7.Conclusion: Strategic Considerations for PCB Manufacturers
The choice between CPO and LPO involves fundamental trade-offs between integration level, power efficiency, implementation complexity, and maintenance flexibility. For PCB manufacturers and designers, understanding these trade-offs is essential for positioning products effectively in the evolving data center landscape.
LPO offers a practical evolutionary path that maintains compatibility with existing infrastructure while delivering substantial improvements in power efficiency and latency. It represents a lower-risk approach suitable for near-term deployment across a range of applications.

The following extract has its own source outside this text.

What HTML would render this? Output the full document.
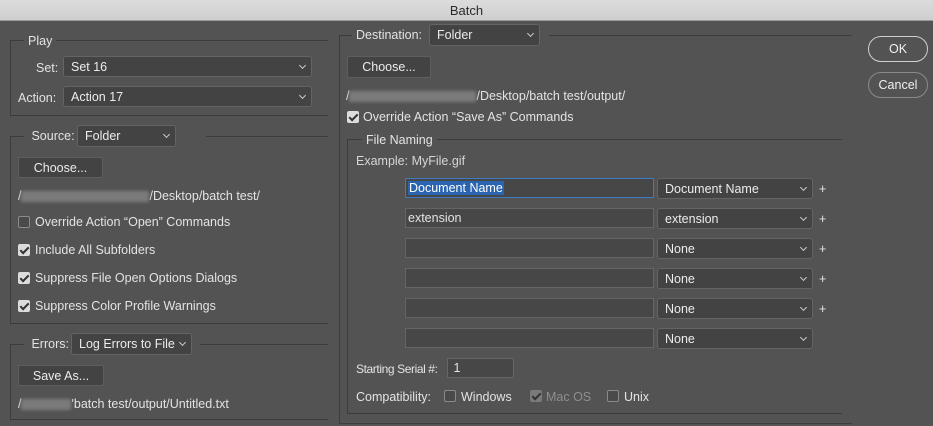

CPO represents a more revolutionary approach that delivers maximum performance benefits but requires significant investments in new capabilities and partnerships. It is likely to emerge first in specialized high-performance applications before trickling down to broader markets.
As both technologies continue to evolve, PCB manufacturers should develop expertise in high-frequency materials, advanced thermal management, and precision manufacturing to support both paths. The industry is likely to see a period of coexistence where both technologies find their optimal application spaces based on specific performance, cost, and operational requirements.